Franklin Delano Roosevelt allowed the internment of Japanese Americans during World War II because of rampant xenophobia that was aimed directly at American citizens who were of Japanese descent and looked like the enemy. Roosevelt’s New Deal largely excluded Black Americans from the economic opportunities afforded white Americans, effectively shutting them out of the middle class. Racist policies pursued by many government organizations under his watch worsened the already bad problem of housing segregation, which forced Blacks into crowded, sub-standard living situations.
Failing to demand a reckoning for atrocities, even retrospectively, creates a situation in which we ensure such atrocities or crimes or transgressions will happen again.
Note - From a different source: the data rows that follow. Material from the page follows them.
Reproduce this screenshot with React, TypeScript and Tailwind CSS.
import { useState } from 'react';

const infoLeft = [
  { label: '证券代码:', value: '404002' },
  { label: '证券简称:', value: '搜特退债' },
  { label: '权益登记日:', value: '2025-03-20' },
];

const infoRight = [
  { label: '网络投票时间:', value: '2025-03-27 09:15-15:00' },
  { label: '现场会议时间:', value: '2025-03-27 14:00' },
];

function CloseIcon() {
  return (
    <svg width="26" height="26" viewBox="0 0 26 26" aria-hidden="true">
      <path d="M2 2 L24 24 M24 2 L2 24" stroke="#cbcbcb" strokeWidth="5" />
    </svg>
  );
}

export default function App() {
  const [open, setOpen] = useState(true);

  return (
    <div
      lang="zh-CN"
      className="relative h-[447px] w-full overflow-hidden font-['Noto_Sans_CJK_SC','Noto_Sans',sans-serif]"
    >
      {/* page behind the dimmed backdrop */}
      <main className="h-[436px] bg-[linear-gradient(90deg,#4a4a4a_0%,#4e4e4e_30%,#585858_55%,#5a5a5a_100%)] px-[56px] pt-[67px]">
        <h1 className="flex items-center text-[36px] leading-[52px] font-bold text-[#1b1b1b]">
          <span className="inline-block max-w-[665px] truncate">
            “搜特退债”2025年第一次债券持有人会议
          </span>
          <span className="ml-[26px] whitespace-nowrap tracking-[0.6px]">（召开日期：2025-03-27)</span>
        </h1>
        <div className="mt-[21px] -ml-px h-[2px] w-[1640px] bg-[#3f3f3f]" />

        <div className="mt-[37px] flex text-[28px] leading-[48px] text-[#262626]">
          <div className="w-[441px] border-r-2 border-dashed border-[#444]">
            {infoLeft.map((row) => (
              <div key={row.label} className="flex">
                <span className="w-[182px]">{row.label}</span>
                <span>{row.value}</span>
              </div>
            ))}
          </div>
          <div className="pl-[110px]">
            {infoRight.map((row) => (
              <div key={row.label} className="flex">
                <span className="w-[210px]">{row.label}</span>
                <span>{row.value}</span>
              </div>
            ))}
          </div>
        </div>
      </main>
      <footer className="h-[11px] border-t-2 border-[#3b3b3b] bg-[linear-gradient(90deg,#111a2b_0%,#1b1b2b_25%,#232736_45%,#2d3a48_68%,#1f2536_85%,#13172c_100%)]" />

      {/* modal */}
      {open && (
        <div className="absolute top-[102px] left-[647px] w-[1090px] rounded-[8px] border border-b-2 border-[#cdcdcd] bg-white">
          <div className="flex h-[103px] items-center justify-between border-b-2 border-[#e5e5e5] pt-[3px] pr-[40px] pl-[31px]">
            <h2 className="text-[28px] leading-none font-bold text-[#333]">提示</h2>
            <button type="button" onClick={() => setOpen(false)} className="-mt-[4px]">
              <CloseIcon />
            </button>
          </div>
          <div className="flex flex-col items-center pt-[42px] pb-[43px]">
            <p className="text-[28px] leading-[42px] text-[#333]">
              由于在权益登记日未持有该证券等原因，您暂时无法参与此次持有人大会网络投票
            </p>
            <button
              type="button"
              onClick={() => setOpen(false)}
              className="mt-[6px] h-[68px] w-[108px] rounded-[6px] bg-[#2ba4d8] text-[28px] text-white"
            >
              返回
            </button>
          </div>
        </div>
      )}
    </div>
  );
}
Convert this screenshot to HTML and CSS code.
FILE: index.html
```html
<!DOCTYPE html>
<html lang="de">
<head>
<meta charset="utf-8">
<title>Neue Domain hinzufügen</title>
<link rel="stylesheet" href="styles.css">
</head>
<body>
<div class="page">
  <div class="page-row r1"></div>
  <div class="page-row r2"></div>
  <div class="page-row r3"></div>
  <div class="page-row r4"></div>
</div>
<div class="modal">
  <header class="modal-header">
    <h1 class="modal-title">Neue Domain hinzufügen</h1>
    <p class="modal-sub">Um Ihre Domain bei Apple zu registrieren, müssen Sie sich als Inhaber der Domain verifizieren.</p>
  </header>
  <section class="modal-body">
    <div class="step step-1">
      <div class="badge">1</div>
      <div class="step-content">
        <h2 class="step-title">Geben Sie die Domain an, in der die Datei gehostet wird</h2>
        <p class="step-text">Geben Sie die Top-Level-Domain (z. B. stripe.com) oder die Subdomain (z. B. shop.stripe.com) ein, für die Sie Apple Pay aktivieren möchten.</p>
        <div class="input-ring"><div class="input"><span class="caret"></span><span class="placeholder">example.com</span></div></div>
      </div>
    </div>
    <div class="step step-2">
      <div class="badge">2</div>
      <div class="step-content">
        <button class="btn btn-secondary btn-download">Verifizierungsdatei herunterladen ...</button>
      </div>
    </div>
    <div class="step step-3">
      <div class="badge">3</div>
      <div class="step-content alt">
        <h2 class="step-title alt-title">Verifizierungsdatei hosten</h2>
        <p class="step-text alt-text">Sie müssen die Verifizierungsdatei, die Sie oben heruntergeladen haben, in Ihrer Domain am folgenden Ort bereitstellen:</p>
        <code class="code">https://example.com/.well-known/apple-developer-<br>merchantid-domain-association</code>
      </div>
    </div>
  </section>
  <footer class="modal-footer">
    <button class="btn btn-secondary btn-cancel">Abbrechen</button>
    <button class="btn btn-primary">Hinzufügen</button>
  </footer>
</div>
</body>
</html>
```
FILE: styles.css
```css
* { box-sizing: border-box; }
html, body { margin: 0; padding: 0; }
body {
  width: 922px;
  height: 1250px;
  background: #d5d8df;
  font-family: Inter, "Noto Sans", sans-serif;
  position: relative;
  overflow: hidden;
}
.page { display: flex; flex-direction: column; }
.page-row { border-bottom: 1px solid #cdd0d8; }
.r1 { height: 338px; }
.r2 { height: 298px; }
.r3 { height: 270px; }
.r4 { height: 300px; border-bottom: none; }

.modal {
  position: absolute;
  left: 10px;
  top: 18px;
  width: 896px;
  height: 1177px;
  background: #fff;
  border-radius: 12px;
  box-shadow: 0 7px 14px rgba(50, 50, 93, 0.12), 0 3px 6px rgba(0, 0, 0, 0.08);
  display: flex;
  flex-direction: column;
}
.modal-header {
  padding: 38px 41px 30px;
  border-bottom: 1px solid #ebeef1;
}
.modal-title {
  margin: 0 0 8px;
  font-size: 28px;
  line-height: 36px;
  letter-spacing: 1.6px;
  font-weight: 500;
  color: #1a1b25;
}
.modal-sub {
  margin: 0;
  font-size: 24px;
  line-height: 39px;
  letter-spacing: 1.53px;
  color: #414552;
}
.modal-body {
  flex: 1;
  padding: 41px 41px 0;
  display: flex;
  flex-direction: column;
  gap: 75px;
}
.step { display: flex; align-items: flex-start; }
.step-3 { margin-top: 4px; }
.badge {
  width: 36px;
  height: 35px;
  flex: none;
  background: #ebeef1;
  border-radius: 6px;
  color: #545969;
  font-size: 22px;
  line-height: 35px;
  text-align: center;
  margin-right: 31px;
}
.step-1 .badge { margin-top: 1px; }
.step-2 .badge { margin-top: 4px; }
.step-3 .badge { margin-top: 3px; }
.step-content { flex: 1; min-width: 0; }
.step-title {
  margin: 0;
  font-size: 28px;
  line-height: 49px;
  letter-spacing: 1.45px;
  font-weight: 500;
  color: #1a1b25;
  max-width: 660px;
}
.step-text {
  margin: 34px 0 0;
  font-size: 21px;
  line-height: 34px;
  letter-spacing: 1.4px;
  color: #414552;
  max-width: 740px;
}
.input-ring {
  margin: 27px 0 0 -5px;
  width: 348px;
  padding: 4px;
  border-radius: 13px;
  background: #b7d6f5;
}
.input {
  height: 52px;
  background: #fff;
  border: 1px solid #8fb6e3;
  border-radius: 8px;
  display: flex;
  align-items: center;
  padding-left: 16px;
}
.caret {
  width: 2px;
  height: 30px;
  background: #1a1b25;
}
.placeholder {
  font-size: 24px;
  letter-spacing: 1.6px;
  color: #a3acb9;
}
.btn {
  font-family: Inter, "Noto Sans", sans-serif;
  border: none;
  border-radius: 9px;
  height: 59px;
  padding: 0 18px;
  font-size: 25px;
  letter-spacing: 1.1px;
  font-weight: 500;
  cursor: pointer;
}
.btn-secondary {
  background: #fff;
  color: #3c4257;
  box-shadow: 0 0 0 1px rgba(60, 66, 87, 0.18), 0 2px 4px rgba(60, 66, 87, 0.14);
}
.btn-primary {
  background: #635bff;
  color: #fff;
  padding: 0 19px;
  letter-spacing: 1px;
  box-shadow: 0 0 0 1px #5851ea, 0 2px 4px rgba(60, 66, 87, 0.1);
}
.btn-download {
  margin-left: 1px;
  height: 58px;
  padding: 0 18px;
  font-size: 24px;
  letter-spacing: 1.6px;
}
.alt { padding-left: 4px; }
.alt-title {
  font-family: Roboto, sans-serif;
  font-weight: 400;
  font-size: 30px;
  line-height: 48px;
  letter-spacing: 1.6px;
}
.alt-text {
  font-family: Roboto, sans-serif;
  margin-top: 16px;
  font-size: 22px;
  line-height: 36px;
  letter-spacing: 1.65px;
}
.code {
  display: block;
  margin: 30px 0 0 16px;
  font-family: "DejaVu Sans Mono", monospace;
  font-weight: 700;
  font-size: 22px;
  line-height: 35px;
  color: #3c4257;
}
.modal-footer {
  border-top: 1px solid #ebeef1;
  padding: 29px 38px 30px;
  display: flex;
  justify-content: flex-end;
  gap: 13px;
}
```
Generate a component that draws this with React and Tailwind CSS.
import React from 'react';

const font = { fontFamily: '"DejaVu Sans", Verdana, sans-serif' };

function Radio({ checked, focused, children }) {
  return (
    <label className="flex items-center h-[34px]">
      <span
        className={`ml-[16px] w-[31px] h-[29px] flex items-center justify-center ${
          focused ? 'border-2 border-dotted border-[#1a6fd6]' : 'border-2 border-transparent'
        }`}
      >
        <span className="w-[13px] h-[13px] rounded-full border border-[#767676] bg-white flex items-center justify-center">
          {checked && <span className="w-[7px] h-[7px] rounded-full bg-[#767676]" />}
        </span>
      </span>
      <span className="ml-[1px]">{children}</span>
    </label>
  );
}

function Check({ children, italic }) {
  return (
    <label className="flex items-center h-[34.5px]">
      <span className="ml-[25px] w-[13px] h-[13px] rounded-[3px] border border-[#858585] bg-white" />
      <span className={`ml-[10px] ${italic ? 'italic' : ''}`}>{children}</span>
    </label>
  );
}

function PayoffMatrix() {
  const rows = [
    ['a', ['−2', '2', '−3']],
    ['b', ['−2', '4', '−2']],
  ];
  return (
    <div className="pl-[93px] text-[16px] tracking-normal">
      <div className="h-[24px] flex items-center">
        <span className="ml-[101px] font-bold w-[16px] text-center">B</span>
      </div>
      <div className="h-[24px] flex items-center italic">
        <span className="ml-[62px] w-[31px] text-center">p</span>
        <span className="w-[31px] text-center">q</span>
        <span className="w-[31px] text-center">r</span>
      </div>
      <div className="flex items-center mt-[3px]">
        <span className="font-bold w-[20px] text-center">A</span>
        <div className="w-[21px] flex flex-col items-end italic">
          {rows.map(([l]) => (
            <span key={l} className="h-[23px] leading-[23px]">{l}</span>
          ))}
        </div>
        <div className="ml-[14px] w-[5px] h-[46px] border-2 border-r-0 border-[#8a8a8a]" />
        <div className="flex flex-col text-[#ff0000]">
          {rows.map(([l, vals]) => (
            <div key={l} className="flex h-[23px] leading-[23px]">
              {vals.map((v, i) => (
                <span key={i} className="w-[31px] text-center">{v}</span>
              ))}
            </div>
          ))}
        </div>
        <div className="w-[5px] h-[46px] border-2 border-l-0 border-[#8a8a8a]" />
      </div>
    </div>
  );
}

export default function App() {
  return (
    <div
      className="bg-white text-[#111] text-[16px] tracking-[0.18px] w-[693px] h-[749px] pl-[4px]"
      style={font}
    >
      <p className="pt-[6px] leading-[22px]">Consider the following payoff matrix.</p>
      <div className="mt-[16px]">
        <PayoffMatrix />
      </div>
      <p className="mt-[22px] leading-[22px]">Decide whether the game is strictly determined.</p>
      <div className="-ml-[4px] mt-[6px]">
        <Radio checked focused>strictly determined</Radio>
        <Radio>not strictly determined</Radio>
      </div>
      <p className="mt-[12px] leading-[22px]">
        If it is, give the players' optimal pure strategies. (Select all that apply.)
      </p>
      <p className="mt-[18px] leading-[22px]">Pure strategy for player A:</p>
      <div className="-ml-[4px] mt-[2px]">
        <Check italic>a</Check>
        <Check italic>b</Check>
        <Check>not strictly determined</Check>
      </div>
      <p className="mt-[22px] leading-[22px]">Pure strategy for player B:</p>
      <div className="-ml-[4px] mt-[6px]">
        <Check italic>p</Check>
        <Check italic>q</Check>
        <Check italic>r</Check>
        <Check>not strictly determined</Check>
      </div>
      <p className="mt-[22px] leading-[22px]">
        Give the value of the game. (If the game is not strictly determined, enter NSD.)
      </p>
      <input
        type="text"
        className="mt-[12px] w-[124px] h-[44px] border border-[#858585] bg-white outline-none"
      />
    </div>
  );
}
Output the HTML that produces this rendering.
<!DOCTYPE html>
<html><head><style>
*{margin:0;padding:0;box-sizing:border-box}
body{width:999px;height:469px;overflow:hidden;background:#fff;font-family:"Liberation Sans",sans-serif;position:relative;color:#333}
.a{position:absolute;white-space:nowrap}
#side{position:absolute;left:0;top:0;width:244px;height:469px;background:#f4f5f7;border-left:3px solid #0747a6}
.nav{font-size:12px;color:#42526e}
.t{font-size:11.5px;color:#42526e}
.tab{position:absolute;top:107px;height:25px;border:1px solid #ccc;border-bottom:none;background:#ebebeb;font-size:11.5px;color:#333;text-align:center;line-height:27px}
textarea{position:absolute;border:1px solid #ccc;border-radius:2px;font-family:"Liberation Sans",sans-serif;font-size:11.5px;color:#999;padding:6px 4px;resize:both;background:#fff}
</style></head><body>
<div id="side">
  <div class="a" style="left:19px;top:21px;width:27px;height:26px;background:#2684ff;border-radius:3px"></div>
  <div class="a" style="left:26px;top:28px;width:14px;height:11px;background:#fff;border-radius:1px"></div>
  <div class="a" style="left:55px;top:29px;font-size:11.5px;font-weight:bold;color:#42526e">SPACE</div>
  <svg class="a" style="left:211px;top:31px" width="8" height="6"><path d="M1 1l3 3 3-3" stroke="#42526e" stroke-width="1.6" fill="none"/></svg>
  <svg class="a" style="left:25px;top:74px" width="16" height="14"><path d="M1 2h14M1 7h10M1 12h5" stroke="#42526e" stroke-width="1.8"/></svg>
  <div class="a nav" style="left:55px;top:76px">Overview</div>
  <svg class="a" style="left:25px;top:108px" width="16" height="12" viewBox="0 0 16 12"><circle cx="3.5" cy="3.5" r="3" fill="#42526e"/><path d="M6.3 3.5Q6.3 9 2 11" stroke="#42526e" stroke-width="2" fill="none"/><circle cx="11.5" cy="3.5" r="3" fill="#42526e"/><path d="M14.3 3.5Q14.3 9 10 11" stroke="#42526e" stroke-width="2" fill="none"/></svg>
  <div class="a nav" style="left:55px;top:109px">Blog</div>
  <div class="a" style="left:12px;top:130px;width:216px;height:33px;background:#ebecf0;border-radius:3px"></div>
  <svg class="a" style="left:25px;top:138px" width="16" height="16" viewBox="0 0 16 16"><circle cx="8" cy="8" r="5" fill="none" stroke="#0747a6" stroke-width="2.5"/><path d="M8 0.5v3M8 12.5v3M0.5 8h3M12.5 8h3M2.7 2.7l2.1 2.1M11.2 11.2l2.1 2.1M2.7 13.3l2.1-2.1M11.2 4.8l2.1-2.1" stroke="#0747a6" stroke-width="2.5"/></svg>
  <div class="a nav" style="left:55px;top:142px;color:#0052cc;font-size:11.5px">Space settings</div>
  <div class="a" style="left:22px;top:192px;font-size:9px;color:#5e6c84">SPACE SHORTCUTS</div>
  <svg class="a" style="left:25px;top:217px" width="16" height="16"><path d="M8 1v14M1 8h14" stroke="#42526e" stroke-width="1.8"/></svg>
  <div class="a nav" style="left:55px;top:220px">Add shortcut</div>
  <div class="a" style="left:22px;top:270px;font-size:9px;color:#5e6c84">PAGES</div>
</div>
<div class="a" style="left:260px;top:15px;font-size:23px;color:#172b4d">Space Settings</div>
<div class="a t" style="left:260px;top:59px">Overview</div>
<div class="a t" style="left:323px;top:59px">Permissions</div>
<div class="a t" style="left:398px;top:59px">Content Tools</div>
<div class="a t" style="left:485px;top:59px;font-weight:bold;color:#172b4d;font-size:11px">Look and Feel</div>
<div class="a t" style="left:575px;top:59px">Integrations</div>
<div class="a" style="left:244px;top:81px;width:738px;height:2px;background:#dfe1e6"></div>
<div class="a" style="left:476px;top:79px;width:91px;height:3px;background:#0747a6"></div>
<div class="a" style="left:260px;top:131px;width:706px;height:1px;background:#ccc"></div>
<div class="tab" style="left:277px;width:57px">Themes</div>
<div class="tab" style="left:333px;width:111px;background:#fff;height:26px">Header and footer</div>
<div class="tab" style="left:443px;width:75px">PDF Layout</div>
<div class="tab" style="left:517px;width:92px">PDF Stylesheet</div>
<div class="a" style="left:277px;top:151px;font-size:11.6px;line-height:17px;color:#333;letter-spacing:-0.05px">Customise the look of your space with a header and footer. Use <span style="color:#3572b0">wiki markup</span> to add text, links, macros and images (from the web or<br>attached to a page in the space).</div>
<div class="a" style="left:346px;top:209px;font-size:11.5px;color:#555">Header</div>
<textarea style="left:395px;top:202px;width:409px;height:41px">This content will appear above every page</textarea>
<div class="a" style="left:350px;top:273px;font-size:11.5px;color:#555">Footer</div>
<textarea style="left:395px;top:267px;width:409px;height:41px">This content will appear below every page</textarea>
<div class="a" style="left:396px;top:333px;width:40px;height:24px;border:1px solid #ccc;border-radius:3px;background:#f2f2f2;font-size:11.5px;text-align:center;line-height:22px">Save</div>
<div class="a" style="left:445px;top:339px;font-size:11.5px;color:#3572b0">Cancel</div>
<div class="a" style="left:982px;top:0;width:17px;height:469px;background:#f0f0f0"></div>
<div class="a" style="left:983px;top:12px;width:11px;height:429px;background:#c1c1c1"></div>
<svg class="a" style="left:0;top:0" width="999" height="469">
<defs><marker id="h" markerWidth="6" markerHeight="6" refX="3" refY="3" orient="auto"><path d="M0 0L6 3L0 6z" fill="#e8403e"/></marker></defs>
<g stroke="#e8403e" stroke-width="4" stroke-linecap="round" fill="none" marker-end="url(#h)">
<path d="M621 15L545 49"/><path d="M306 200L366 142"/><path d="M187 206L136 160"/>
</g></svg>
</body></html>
Failing to call them out is to condone them. Ironically, the fear of being associated with past transgressions often leads to silence about them. As we see with child abuse, sexual assault, and mental illness, which often go unreported, shame can be a powerful silencer. And this is what we see happening now on the Right—although shamelessness may be more operative in this instance.
Refusing to acknowledge the fact that the original sins have not been atoned for, acting as if the recompense is firmly in the past, adequate and complete, is to perpetuate the injustices and pave the way for future transgression and brutality. Cruelty and bigotry and white impunity are built into the system. And by remaining silent about historical truths, couching them in euphemisms, or rewriting them altogether, we ensure that the system will not change. Clearly, this is what Republicans are counting on.